There appears to be no aspect of electronic media that should not have a home right in the heart of our friendly neighborhood library. Little flickering electronic-information centers are apparently the future.

Maybe this sounds great to some people. I know it does to several of my friends. They're data-heads. "Info, give me more info!" is their rallying cry. But, trivia maniac that I am, I've never caught that bug. I love contemplation and thought. I don't mind solitude. Quietude is my companion. I love books. And that's causing a problem for me.

I used to feel at home in the library. There, in the temple of books and learning, with the greatest minds of all time staring from the shelves, I could read anything.
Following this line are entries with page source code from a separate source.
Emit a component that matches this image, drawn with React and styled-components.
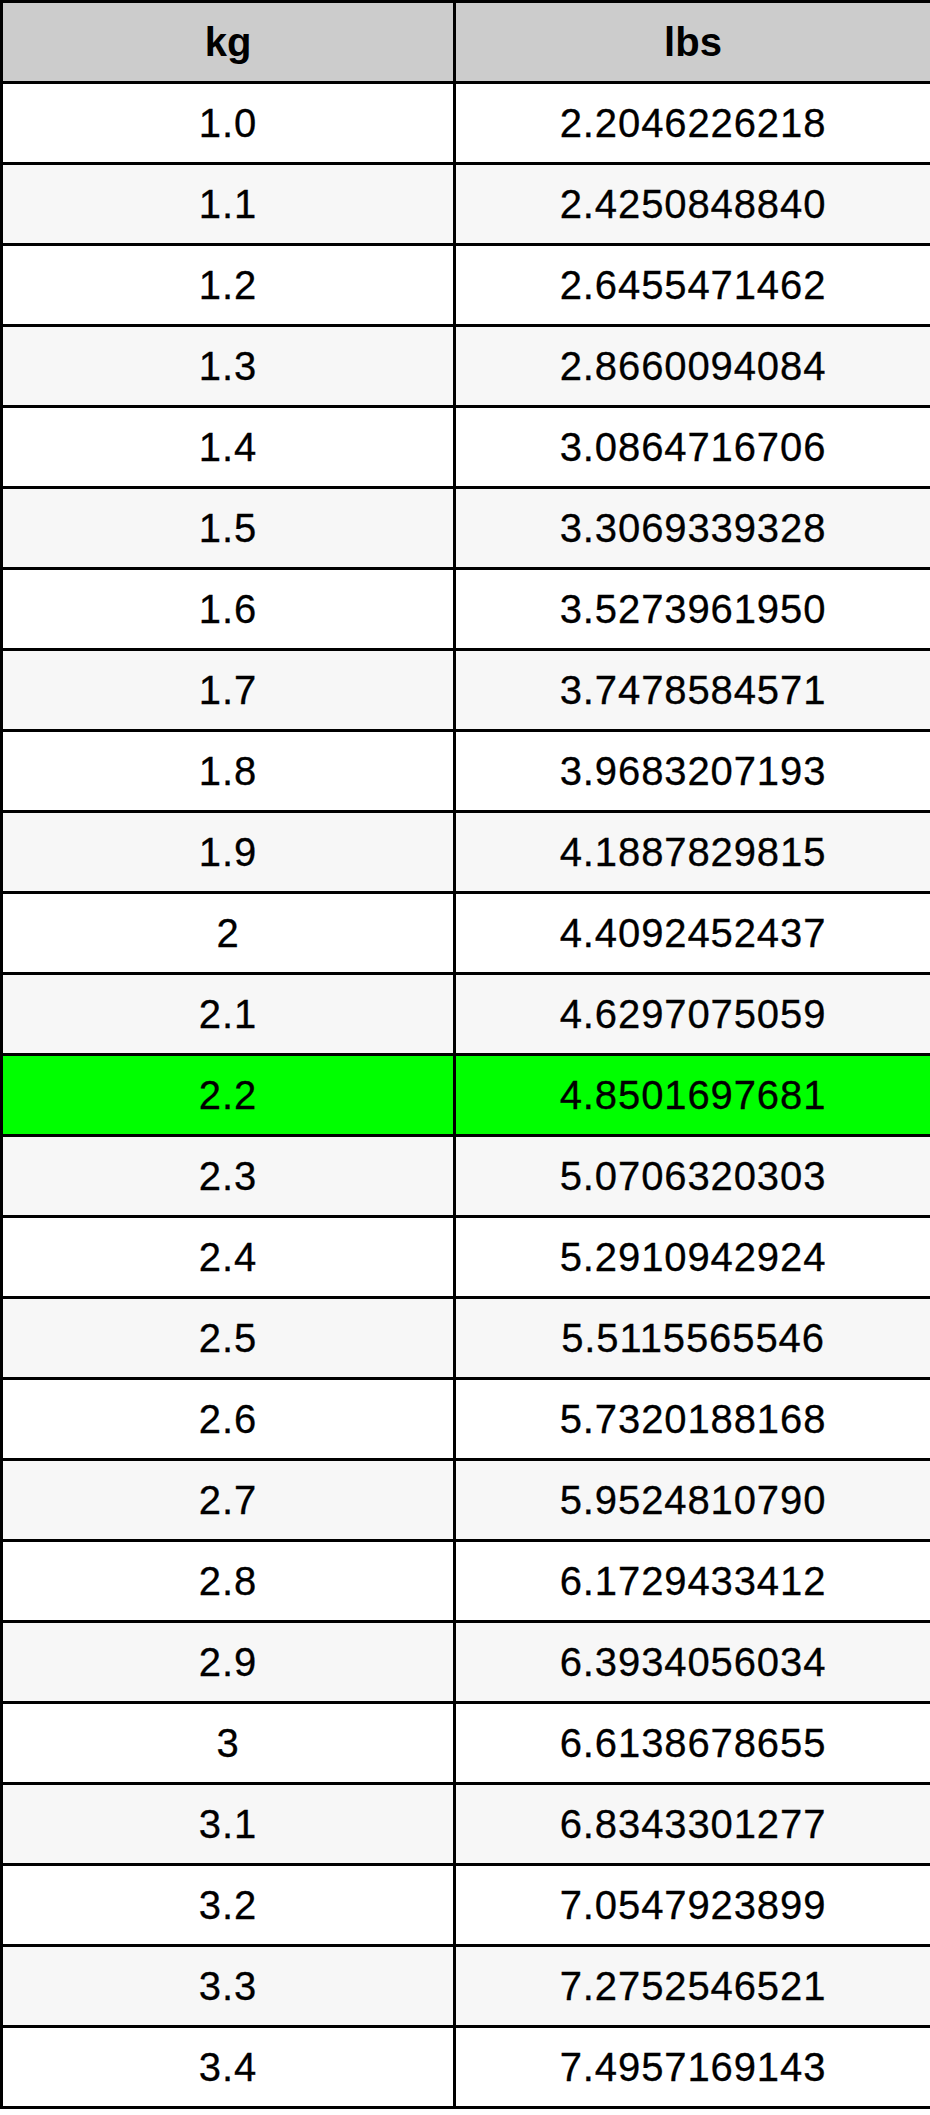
import React from "react";
import styled, { createGlobalStyle } from "styled-components";

const GlobalStyle = createGlobalStyle`
  html, body {
    margin: 0;
    padding: 0;
    background: #fff;
  }
`;

const Table = styled.table`
  width: 930px;
  border-collapse: collapse;
  table-layout: fixed;
  font-family: "Liberation Sans", Arial, sans-serif;
  color: #000;
`;

const Col = styled.col`
  width: ${(p) => p.width}px;
`;

const HeadCell = styled.th`
  height: 78px;
  padding: 0;
  border: 3px solid #000;
  background-color: #cccccc;
  font-size: 40px;
  font-weight: bold;
  text-align: center;
  vertical-align: middle;
`;

const Row = styled.tr`
  background-color: ${(p) => (p.highlight ? "#00ff00" : p.shaded ? "#f7f7f7" : "#fff")};
`;

const Cell = styled.td`
  height: 78px;
  padding: 0;
  border: 3px solid #000;
  font-size: 40px;
  letter-spacing: 0.9px;
  -webkit-text-stroke: 0.3px #000;
  text-align: center;
  vertical-align: middle;
`;

const rows = [
  ["1.0", "2.2046226218"],
  ["1.1", "2.4250848840"],
  ["1.2", "2.6455471462"],
  ["1.3", "2.8660094084"],
  ["1.4", "3.0864716706"],
  ["1.5", "3.3069339328"],
  ["1.6", "3.5273961950"],
  ["1.7", "3.7478584571"],
  ["1.8", "3.9683207193"],
  ["1.9", "4.1887829815"],
  ["2", "4.4092452437"],
  ["2.1", "4.6297075059"],
  ["2.2", "4.8501697681"],
  ["2.3", "5.0706320303"],
  ["2.4", "5.2910942924"],
  ["2.5", "5.5115565546"],
  ["2.6", "5.7320188168"],
  ["2.7", "5.9524810790"],
  ["2.8", "6.1729433412"],
  ["2.9", "6.3934056034"],
  ["3", "6.6138678655"],
  ["3.1", "6.8343301277"],
  ["3.2", "7.0547923899"],
  ["3.3", "7.2752546521"],
  ["3.4", "7.4957169143"],
];

export default function App() {
  return (
    <>
      <GlobalStyle />
      <Table>
        <colgroup>
          <Col width={453} />
          <Col width={477} />
        </colgroup>
        <thead>
          <tr>
            <HeadCell>kg</HeadCell>
            <HeadCell>lbs</HeadCell>
          </tr>
        </thead>
        <tbody>
          {rows.map(([kg, lbs], i) => (
            <Row key={kg} shaded={i % 2 === 1} highlight={kg === "2.2"}>
              <Cell>{kg}</Cell>
              <Cell>{lbs}</Cell>
            </Row>
          ))}
        </tbody>
      </Table>
    </>
  );
}
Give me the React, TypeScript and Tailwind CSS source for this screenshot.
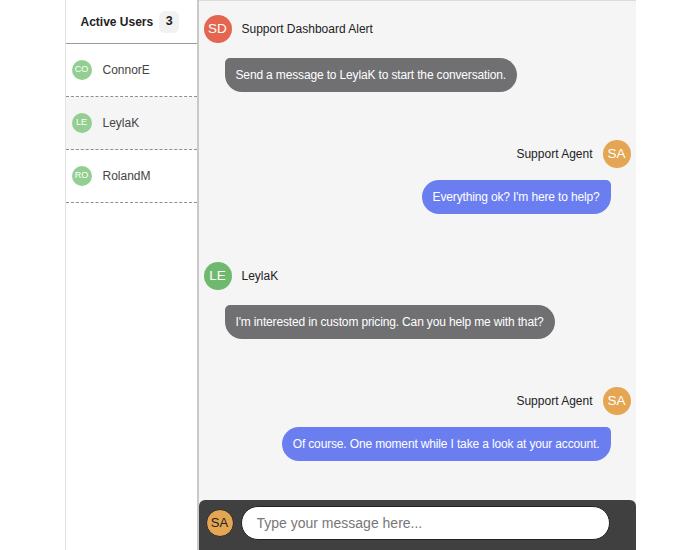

Yet now that function of the library -- the lending of books -- seems to be considered outdated, as if it doesn't have a place in this fast-paced world. Yes, there is declining circulation and little interest on the part of young people.

But if I know one thing, it is that this world needs more contemplation, not less. We need a lot more reading, a lot less Web surfing. One of the reasons circulation is down is that people don't believe anything new or interesting is happening in books. The libraries are partly to blame for this. The books have been shoved out of the way for computerized card catalogs and Internet terminals and the shelves are full of mediocre videos.

Some of the best books ever written are being written right now. The world is still full of people trying to say something significant between the covers of a book. And there are still millions of us who clamor for them. Yet neither of the candidates talked about books. There was literally no mention of books. That's not only sad, it's disgusting. After all, information will do no good to an illiterate person. And literacy takes practice.